Defining a market involves definition and sizing of all the dimensions of the marketplace for your product or service, including Who Buys, Why they buy, How they buy, how much will they buy much and why, based on dependent factors and assumptions for these estimates, including product creation/manuafacturing requirements based on demand, pricing, competition, your strengths and weaknesses (for getting your product noticed, creating demand, managing supply, means for getting the product to buyers and delivery factors). Defining all the factors for demand-generation, i.e., marketing, sales, unit profitability, project sales volume and profitability for a designated period of time must be substantiated with justifiable assumptions. Projection models are needed for product sales, revenue, profits(revenue less direct and indirect costs) supported by justified assumptions. (Don't forget investment costs/funding that would then be required for the designated marketing period projected).

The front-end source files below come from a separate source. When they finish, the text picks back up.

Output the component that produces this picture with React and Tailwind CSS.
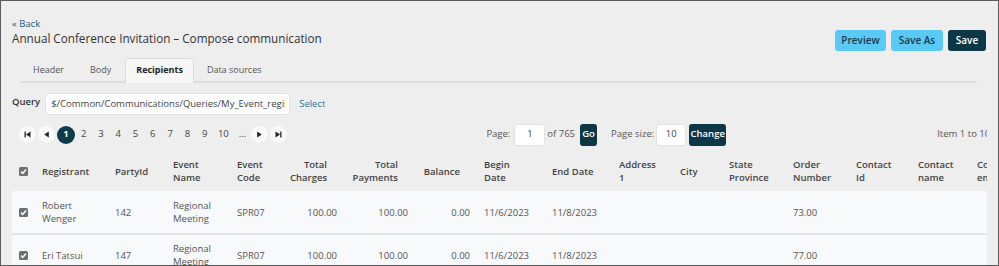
import React from "react";

const columns = [
  { key: "registrant", label: ["Registrant"], w: "w-[73px]" },
  { key: "partyId", label: ["PartyId"], w: "w-[58px]" },
  { key: "eventName", label: ["Event", "Name"], w: "w-[64px]" },
  { key: "eventCode", label: ["Event", "Code"], w: "w-[53px]" },
  { key: "charges", label: ["Total", "Charges"], w: "w-[61px]", num: true },
  { key: "payments", label: ["Total", "Payments"], w: "w-[71px]", num: true },
  { key: "balance", label: ["Balance"], w: "w-[62px]", num: true },
  { key: "begin", label: ["Begin", "Date"], w: "w-[68px]" },
  { key: "end", label: ["End Date"], w: "w-[67px]" },
  { key: "address", label: ["Address", "1"], w: "w-[61px]" },
  { key: "city", label: ["City"], w: "w-[49px]" },
  { key: "state", label: ["State", "Province"], w: "w-[64px]" },
  { key: "order", label: ["Order", "Number"], w: "w-[63px]" },
  { key: "contactId", label: ["Contact", "Id"], w: "w-[62px]" },
  { key: "contactName", label: ["Contact", "name"], w: "w-[59px]" },
  { key: "contactEmail", label: ["Contact", "email"], w: "w-[70px]" },
];

const rows = [
  {
    registrant: ["Robert", "Wenger"],
    partyId: "142",
    eventName: ["Regional", "Meeting"],
    eventCode: "SPR07",
    charges: "100.00",
    payments: "100.00",
    balance: "0.00",
    begin: "11/6/2023",
    end: "11/8/2023",
    order: "73.00",
  },
  {
    registrant: ["Eri Tatsui"],
    partyId: "147",
    eventName: ["Regional", "Meeting"],
    eventCode: "SPR07",
    charges: "100.00",
    payments: "100.00",
    balance: "0.00",
    begin: "11/6/2023",
    end: "11/8/2023",
    order: "77.00",
  },
];

const Check = () => (
  <svg width="9" height="9" viewBox="0 0 9 9">
    <rect width="9" height="9" rx="1.5" fill="#6e6e6e" />
    <path d="M2 4.6 L3.8 6.3 L7 2.6" stroke="#fff" strokeWidth="1.5" fill="none" />
  </svg>
);

const PagerIcon = ({ type }) => (
  <span className="flex h-[17px] w-[17px] items-center justify-center rounded-full bg-[#f9f9f9]">
    <svg width="7" height="7" viewBox="0 0 7 7" fill="#222">
      {type === "first" && (
        <>
          <rect x="0.5" y="0.5" width="1.3" height="6" />
          <path d="M6.5 0.5 L2 3.5 L6.5 6.5 Z" />
        </>
      )}
      {type === "prev" && <path d="M5.8 0.5 L1.2 3.5 L5.8 6.5 Z" />}
      {type === "next" && <path d="M1.2 0.5 L5.8 3.5 L1.2 6.5 Z" />}
      {type === "last" && (
        <>
          <path d="M0.5 0.5 L5 3.5 L0.5 6.5 Z" />
          <rect x="5.2" y="0.5" width="1.3" height="6" />
        </>
      )}
    </svg>
  </span>
);

const Cell = ({ value, num }) => {
  const lines = Array.isArray(value) ? value : value ? [value] : [];
  return (
    <div className={num ? "text-right" : ""}>
      {lines.map((l) => (
        <div key={l}>{l}</div>
      ))}
    </div>
  );
};

export default function App() {
  return (
    <div className="h-[266px] w-[999px] overflow-hidden border border-[#5b5b5b] bg-[#eeeeee] pl-[11px] pr-[12px] font-['Open_Sans',sans-serif] text-[#333]">
      {/* title + actions */}
      <div className="flex items-start justify-between">
        <div className="mt-[16px]">
          <a className="block text-[9.5px] leading-[13px] text-[#1d5b7c]">« Back</a>
          <h1 className="text-[11.7px] leading-[17px] text-[#333]">
            Annual Conference Invitation – Compose communication
          </h1>
        </div>
        <div className="mt-[29px] flex gap-[5px] text-[10px] font-semibold">
          <button className="h-[21px] w-[51px] rounded-[3px] bg-[#5bc9f5] text-[#173b4c]">Preview</button>
          <button className="h-[21px] w-[52px] rounded-[3px] bg-[#5bc9f5] text-[#173b4c]">Save As</button>
          <button className="h-[21px] w-[38px] rounded-[3px] bg-[#0b3747] text-white">Save</button>
        </div>
      </div>

      {/* tabs */}
      <div className="ml-[8px] mr-[9px] mt-[7px] flex border-b-2 border-[#dedede] text-[9px] text-[#555]">
        <div className="flex h-[23px] items-center px-[13px]">Header</div>
        <div className="flex h-[23px] items-center px-[13px]">Body</div>
        <div className="-mb-[2px] ml-[1px] flex h-[25px] items-center rounded-t-[3px] border border-b-0 border-[#dcdcdc] bg-[#f7f7f7] px-[10px] pb-[2px] font-bold text-[#222]">
          Recipients
        </div>
        <div className="flex h-[23px] items-center px-[13px]">Data sources</div>
      </div>

      {/* query */}
      <div className="mt-[10px] flex items-start text-[9.5px]">
        <span className="mt-[2px] font-semibold text-[#333]">Query</span>
        <div className="ml-[5px] h-[22px] w-[245px] overflow-hidden rounded-[3px] border border-[#e2e2e2] bg-white px-[5px]">
          <div className="w-[234px] overflow-hidden whitespace-nowrap leading-[20px] text-[#444]">
            $/Common/Communications/Queries/My_Event_regis
          </div>
        </div>
        <a className="ml-[9px] mt-[4px] text-[#2776a6]">Select</a>
      </div>

      {/* grid */}
      <div className="w-[975px] overflow-hidden">
        <div className="mt-[8px] flex h-[23px] w-[1100px] items-center text-[9.5px] text-[#444]">
          <div className="ml-[7px] flex items-center gap-[2px]">
            <PagerIcon type="first" />
            <PagerIcon type="prev" />
          </div>
          <span className="ml-[2px] flex h-[18px] w-[18px] items-center justify-center rounded-full bg-[#0d3b4b] font-bold text-white">
            1
          </span>
          {["2", "3", "4", "5", "6", "7", "8", "9"].map((n) => (
            <span key={n} className="w-[17.3px] text-center">
              {n}
            </span>
          ))}
          <span className="w-[20px] text-center">10</span>
          <span className="w-[18px] text-center">…</span>
          <div className="flex items-center gap-[2px]">
            <PagerIcon type="next" />
            <PagerIcon type="last" />
          </div>

          <span className="ml-[199px] text-[#555]">Page:</span>
          <span className="ml-[4px] flex h-[22px] w-[31px] items-center justify-center rounded-[3px] border border-[#e2e2e2] bg-white text-[#444]">
            1
          </span>
          <span className="ml-[2px] text-[#555]">of 765</span>
          <span className="ml-[5px] flex h-[22px] w-[17px] items-center justify-center rounded-[3px] bg-[#0b3747] font-semibold text-white">
            Go
          </span>
          <span className="ml-[14px] text-[#555]">Page size:</span>
          <span className="ml-[2px] flex h-[22px] w-[30px] items-center justify-center rounded-[3px] border border-[#e2e2e2] bg-white text-[#444]">
            10
          </span>
          <span className="ml-[3px] flex h-[22px] w-[37px] items-center justify-center rounded-[3px] bg-[#0b3747] font-semibold text-white">
            Change
          </span>
          <span className="ml-[211px] whitespace-nowrap text-[#555]">Item 1 to 10 of 7650</span>
        </div>

        <div className="mt-[5px] w-[1100px] text-[9.5px] leading-[13px]">
          <div className="flex h-[40px] items-center font-semibold text-[#444]">
            <div className="w-[23px] shrink-0 pl-[7px] pt-[1px]">
              <Check />
            </div>
            {columns.map((c) => (
              <div key={c.key} className={`${c.w} shrink-0 px-[7px] ${c.num ? "pr-[17px] text-right" : ""}`}>
                {c.label.map((l) => (
                  <div key={l}>{l}</div>
                ))}
              </div>
            ))}
          </div>
          {rows.map((r, i) => (
            <div
              key={i}
              className={`flex h-[42px] items-center bg-[#f8f9fa] text-[#555] ${i > 0 ? "border-t-2 border-[#e4e4e4]" : ""}`}
            >
              <div className="w-[23px] shrink-0 pl-[7px] pt-[1px]">
                <Check />
              </div>
              {columns.map((c) => (
                <div key={c.key} className={`${c.w} shrink-0 px-[7px]`}>
                  <Cell value={r[c.key]} num={c.num} />
                </div>
              ))}
            </div>
          ))}
        </div>
      </div>
    </div>
  );
}
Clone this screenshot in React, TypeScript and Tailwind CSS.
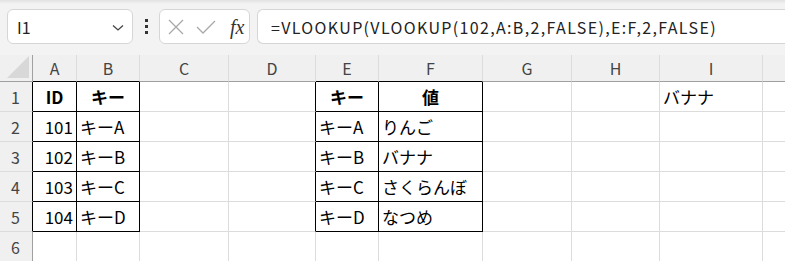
import React from "react";

const COLS = [
  { l: "A", w: 44 },
  { l: "B", w: 63 },
  { l: "C", w: 89 },
  { l: "D", w: 87 },
  { l: "E", w: 63 },
  { l: "F", w: 104 },
  { l: "G", w: 89 },
  { l: "H", w: 88 },
  { l: "I", w: 103 },
  { l: "", w: 60 },
];

type Cell = { t?: string; b?: boolean; align?: "l" | "c" | "r" };

const DATA: Record<string, Cell> = {
  A1: { t: "ID", b: true, align: "c" },
  B1: { t: "キー", b: true, align: "c" },
  A2: { t: "101", align: "r" },
  A3: { t: "102", align: "r" },
  A4: { t: "103", align: "r" },
  A5: { t: "104", align: "r" },
  B2: { t: "キーA" },
  B3: { t: "キーB" },
  B4: { t: "キーC" },
  B5: { t: "キーD" },
  E1: { t: "キー", b: true, align: "c" },
  F1: { t: "値", b: true, align: "c" },
  E2: { t: "キーA" },
  E3: { t: "キーB" },
  E4: { t: "キーC" },
  E5: { t: "キーD" },
  F2: { t: "りんご" },
  F3: { t: "バナナ" },
  F4: { t: "さくらんぼ" },
  F5: { t: "なつめ" },
  I1: { t: "バナナ" },
};

const inTable = (c: number, r: number) =>
  r >= 1 && r <= 5 && ((c >= 0 && c <= 1) || (c >= 4 && c <= 5));

const FONT = { fontFamily: '"Noto Sans CJK JP", "Noto Sans", sans-serif' };

export default function App() {
  const rows = [1, 2, 3, 4, 5, 6];
  return (
    <div className="w-[785px] h-[261px] overflow-hidden bg-white text-black" style={FONT}>
      {/* toolbar */}
      <div className="h-[55px] bg-[#f3f3f3] relative">
        <div className="absolute inset-x-0 top-0 h-[4px] bg-gradient-to-b from-[#e2e2e2] to-[#f3f3f3]" />
        <div className="flex items-start pt-[9px] pl-[7px] relative">
          <div className="w-[126px] h-[35px] bg-white border border-[#d6d6d6] rounded-[6px] flex items-center pl-[9px] pr-[8px]">
            <span className="text-[16px] text-[#222] leading-none flex-1">I1</span>
            <svg width="12" height="8" viewBox="0 0 12 8" className="mt-[2px]">
              <path d="M1 1.5 L6 6 L11 1.5" fill="none" stroke="#444" strokeWidth="1.3" />
            </svg>
          </div>
          <div className="w-[26px] h-[35px] flex flex-col items-center justify-center gap-[3px]">
            <div className="w-[3px] h-[3px] bg-[#333]" />
            <div className="w-[3px] h-[3px] bg-[#333]" />
            <div className="w-[3px] h-[3px] bg-[#333]" />
          </div>
          <div className="w-[91px] h-[35px] bg-white border border-[#d6d6d6] rounded-[6px] flex items-center pl-[8px]">
            <svg width="16" height="16" viewBox="0 0 16 16">
              <path d="M1 1 L15 15 M15 1 L1 15" stroke="#a8a8a8" strokeWidth="1.3" fill="none" />
            </svg>
            <svg width="20" height="16" viewBox="0 0 20 16" className="ml-[12px]">
              <path d="M1 8 L7 14 L19 2" stroke="#a8a8a8" strokeWidth="1.3" fill="none" />
            </svg>
            <span
              className="ml-[14px] text-[20px] italic text-[#333] leading-none"
              style={{ fontFamily: '"Liberation Serif", serif' }}
            >
              fx
            </span>
          </div>
          <div className="ml-[7px] flex-1 h-[35px] bg-white border border-[#d6d6d6] border-r-0 rounded-l-[6px] flex items-center pl-[13px]">
            <span className="text-[16px] text-[#222] leading-none tracking-[1.35px] whitespace-nowrap">
              =VLOOKUP(VLOOKUP(102,A:B,2,FALSE),E:F,2,FALSE)
            </span>
          </div>
        </div>
      </div>
      {/* grid */}
      <div className="flex flex-col">
        {/* column header */}
        <div className="flex h-[27px] bg-[#f0f0f0]">
          <div className="w-[33px] shrink-0 h-full border-r border-b border-[#a0a0a0] relative">
            <div className="absolute right-[3px] bottom-[3px] w-0 h-0 border-l-[22px] border-l-transparent border-b-[22px] border-b-[#d8d8d8]" />
          </div>
          {COLS.map((c, i) => (
            <div
              key={i}
              style={{ width: c.w }}
              className={
                "shrink-0 h-full flex items-center justify-center text-[16px] text-[#444] border-r border-r-[#dcdcdc] border-b " +
                (inTable(i, 1) ? "border-b-black" : "border-b-[#a0a0a0]")
              }
            >
              {c.l}
            </div>
          ))}
        </div>
        {rows.map((r) => (
          <div key={r} className="flex h-[30px]">
            <div
              className={
                "w-[33px] shrink-0 h-full bg-[#f0f0f0] flex items-center pl-[11px] text-[16px] text-[#444] border-b border-b-[#dcdcdc] border-r " +
                (inTable(0, r) ? "border-r-black" : "border-r-[#a0a0a0]")
              }
            >
              {r}
            </div>
            {COLS.map((c, i) => {
              const cell = c.l ? DATA[`${c.l}${r}`] : undefined;
              const self = inTable(i, r);
              const right = self || inTable(i + 1, r);
              const bottom = self || inTable(i, r + 1);
              const align = cell?.align ?? "l";
              return (
                <div
                  key={i}
                  style={{ width: c.w }}
                  className={
                    "shrink-0 h-full flex items-center text-[17px] leading-none border-r border-b whitespace-nowrap overflow-hidden " +
                    (right ? "border-r-black " : "border-r-[#dcdcdc] ") +
                    (bottom ? "border-b-black " : "border-b-[#dcdcdc] ") +
                    (align === "c" ? "justify-center " : align === "r" ? "justify-end pr-[3px] " : "justify-start pl-[3px] ") +
                    (cell?.b ? "font-bold" : "")
                  }
                >
                  {cell?.t}
                </div>
              );
            })}
          </div>
        ))}
      </div>
    </div>
  );
}
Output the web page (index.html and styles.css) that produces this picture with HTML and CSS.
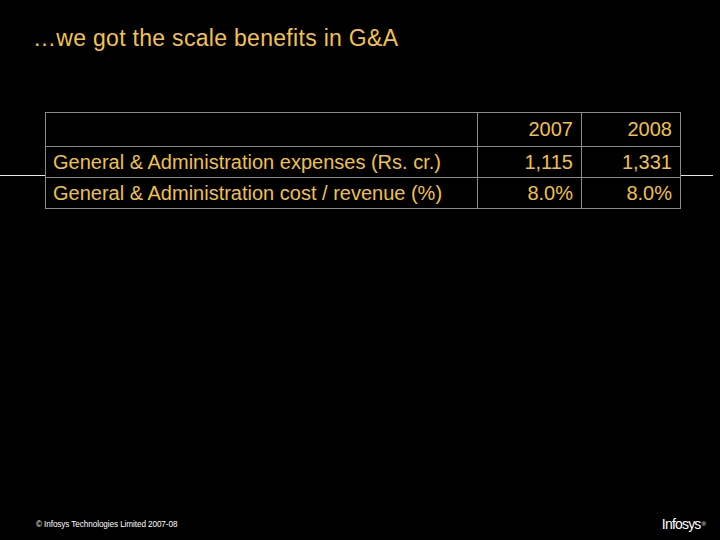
FILE: index.html
```
<!DOCTYPE html>
<html>
<head>
<meta charset="utf-8">
<link rel="stylesheet" href="styles.css">
</head>
<body>
<div class="slide">
  <h1 class="title">…we got the scale benefits in G&amp;A</h1>
  <div class="table-wrap">
    <div class="rule"></div>
    <table class="data">
      <colgroup>
        <col class="c1"><col class="c2"><col class="c3">
      </colgroup>
      <tr class="head"><td></td><td class="num">2007</td><td class="num">2008</td></tr>
      <tr class="row"><td class="label">General &amp; Administration expenses (Rs. cr.)</td><td class="num">1,115</td><td class="num">1,331</td></tr>
      <tr class="row"><td class="label">General &amp; Administration cost / revenue (%)</td><td class="num">8.0%</td><td class="num">8.0%</td></tr>
    </table>
  </div>
  <div class="spacer"></div>
  <footer class="footer">
    <span class="copy">© Infosys Technologies Limited 2007-08</span>
    <span class="logo">Infosys<sup class="reg">®</sup></span>
  </footer>
</div>
</body>
</html>
```
FILE: styles.css
```
html, body {
  margin: 0;
  padding: 0;
  background: #000;
}
.slide {
  width: 720px;
  height: 540px;
  display: flex;
  flex-direction: column;
  font-family: "Liberation Sans", Arial, sans-serif;
  background: #000;
  overflow: hidden;
}
.title {
  margin: 0;
  padding: 25px 0 0 33px;
  font-size: 23px;
  font-weight: normal;
  line-height: 26px;
  letter-spacing: 0.3px;
  color: #f2c24a;
}
.table-wrap {
  position: relative;
  margin: 61px 0 0 45px;
  width: 635px;
}
.rule {
  position: absolute;
  left: -45px;
  top: 63px;
  width: 713px;
  height: 1px;
  background: #e8e8e8;
}
.data {
  position: relative;
  z-index: 1;
  background: #000;
  border-collapse: collapse;
  table-layout: fixed;
  width: 635px;
  font-size: 20px;
  color: #efc04a;
}
.c1 { width: 432px; }
.c2 { width: 104px; }
.c3 { width: 99px; }
.data td {
  border: 1px solid #8a8a8a;
  padding: 0 8px 0 7px;
  white-space: nowrap;
  vertical-align: middle;
}
.head td {
  line-height: 33px;
}
.row td {
  line-height: 30px;
}
.data .num {
  text-align: right;
}
.spacer {
  flex: 1;
}
.footer {
  display: flex;
  justify-content: space-between;
  align-items: center;
  padding: 0 14px 4px 36px;
  height: 24px;
  color: #fff;
}
.copy {
  font-size: 8.2px;
  letter-spacing: -0.1px;
}
.logo {
  font-size: 14px;
  letter-spacing: -0.8px;
  line-height: 14px;
}
.reg {
  font-size: 6px;
  vertical-align: top;
  letter-spacing: 0;
  margin-left: 1px;
}
```
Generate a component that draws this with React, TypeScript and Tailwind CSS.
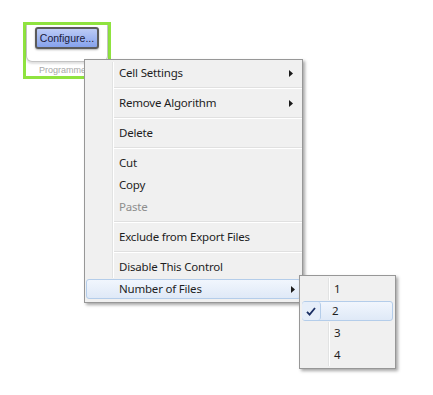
import React from "react";

const Arrow = () => (
  <svg width="4" height="7" viewBox="0 0 4 7" className="block">
    <path d="M0 0 L4 3.5 L0 7 Z" fill="#1a1a1a" />
  </svg>
);

type Item =
  | { kind: "item"; label: string; arrow?: boolean; disabled?: boolean; hot?: boolean }
  | { kind: "sep" };

const items: Item[] = [
  { kind: "item", label: "Cell Settings", arrow: true },
  { kind: "sep" },
  { kind: "item", label: "Remove Algorithm", arrow: true },
  { kind: "sep" },
  { kind: "item", label: "Delete" },
  { kind: "sep" },
  { kind: "item", label: "Cut" },
  { kind: "item", label: "Copy" },
  { kind: "item", label: "Paste", disabled: true },
  { kind: "sep" },
  { kind: "item", label: "Exclude from Export Files" },
  { kind: "sep" },
  { kind: "item", label: "Disable This Control" },
  { kind: "item", label: "Number of Files", arrow: true, hot: true },
];

function MenuRow({ it }: { it: Item }) {
  if (it.kind === "sep") {
    return (
      <div className="flex h-[8px]">
        <div className="w-[28px] shrink-0 border-r border-r-[#e2e3e3]" />
        <div className="w-px bg-white" />
        <div className="flex-1 flex flex-col justify-center">
          <div className="h-px bg-[#e0e0e0]" />
          <div className="h-px bg-white" />
        </div>
      </div>
    );
  }
  if (it.hot) {
    return (
      <div className="h-[22px] px-[1px] py-[1px]">
        <div className="h-full flex items-center rounded-[3px] border border-[#b4cdea] bg-gradient-to-b from-[#f1f6fd] to-[#dfe9f7]">
          <div className="w-[32px] shrink-0" />
          <span className="flex-1 text-[#1e1e1e]">{it.label}</span>
          <div className="pr-[5px]">
            <Arrow />
          </div>
        </div>
      </div>
    );
  }
  return (
    <div className="flex h-[22px]">
      <div className="w-[28px] shrink-0 border-r border-r-[#e2e3e3]" />
      <div className="w-px bg-white" />
      <div className="flex-1 flex items-center pl-[5px] pr-[9px]">
        <span className={"flex-1 " + (it.disabled ? "text-[#8d8d8d]" : "text-[#1e1e1e]")}>
          {it.label}
        </span>
        {it.arrow && <Arrow />}
      </div>
    </div>
  );
}

function SubRow({ n, checked }: { n: string; checked?: boolean }) {
  if (checked) {
    return (
      <div className="h-[22px] px-[2px] py-[1px]">
        <div className="h-full flex items-center rounded-[3px] border border-[#b4cdea] bg-gradient-to-b from-[#f1f6fd] to-[#dfe9f7]">
          <div className="w-[19px] h-full shrink-0 flex items-center justify-center rounded-[3px] border-r border-r-[#b4cdea] bg-[#e6eef9] -ml-px">
            <svg width="10" height="9" viewBox="0 0 10 9">
              <path d="M1 4.8 L3.6 7.6 L9 1" fill="none" stroke="#1b2f63" strokeWidth="1.8" />
            </svg>
          </div>
          <div className="w-[11px] shrink-0" />
          <span className="text-[#1e1e1e]">{n}</span>
        </div>
      </div>
    );
  }
  return (
    <div className="flex h-[22px]">
      <div className="w-[29px] shrink-0 border-r border-r-[#e2e3e3]" />
      <div className="w-px bg-white" />
      <div className="flex-1 flex items-center pl-[4px] text-[#1e1e1e]">{n}</div>
    </div>
  );
}

export default function App() {
  return (
    <div className="relative w-[433px] h-[395px] bg-white overflow-hidden font-['Noto_Sans',sans-serif]">
      {/* widget */}
      <div className="ml-[23px] mt-[22px] w-[88px] h-[57px] border-[3px] border-[#8fe33f] flex flex-col">
        <div className="h-[40px] rounded-[6px] rounded-t-none border border-t-0 border-[#c4c4c4] bg-white shadow-[0_2px_2px_rgba(0,0,0,0.12)] pt-[2px] pl-[8px]">
          <div className="w-[64px] h-[22px] rounded-[3px] border-2 border-[#5b5b5b] bg-gradient-to-b from-[#bccbf5] to-[#86a2ec] shadow-[0_1px_2px_rgba(0,0,0,0.3)] flex items-center justify-center text-[10.5px] leading-none text-[#1a1a3a] font-['Liberation_Sans',sans-serif]">
            Configure...
          </div>
        </div>
        <div className="pl-[13px] pt-[2px] text-[9px] leading-[12px] text-[#a8a8a8] font-['Liberation_Sans',sans-serif] whitespace-nowrap">
          Programmed
        </div>
      </div>

      {/* main context menu */}
      <div className="absolute left-[84px] top-[59px] w-[219px] border border-[#979797] bg-[#f0f0f0] py-[2px] text-[11.5px] tracking-[-0.2px] leading-none shadow-[2px_2px_3px_rgba(0,0,0,0.35)]">
        {items.map((it, i) => (
          <MenuRow key={i} it={it} />
        ))}
      </div>

      {/* submenu */}
      <div className="absolute left-[299px] top-[275px] w-[97px] border border-[#979797] bg-[#f0f0f0] py-[2px] text-[11.5px] leading-none shadow-[2px_2px_3px_rgba(0,0,0,0.35)]">
        <SubRow n="1" />
        <SubRow n="2" checked />
        <SubRow n="3" />
        <SubRow n="4" />
      </div>
    </div>
  );
}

At the simplest level defining your target market as "who will by my product" works, but it can be a quick way to run through your investment. The "who will buy" is considerably less important that identifying the ideal characteristics of your paying customers. I don't know your business so I can't speak specifically to your need, but let me illustrate with how you might identify a target market for a new health club. The broad definition of your target market for health club members may be anyone who wants the benefits of exercise. The ideal characteristics will help you focus on the most appropriate users for your products. These may include age, ability to pay, their personal objective (weight loss versus improved health versus meeting people to date), proximity to gym, sex (cater to male and female or focus on one group), hours available, preference for solo-training, classes, or personal trainer availability, and more. Once you understand your customer's needs you have defined your target market. Then you have fun figuring out the best marketing tactics so as not to waste resources chasing the wrong people, and ensuring the ongoing satisfaction and loyalty of your customers. Hope this helps!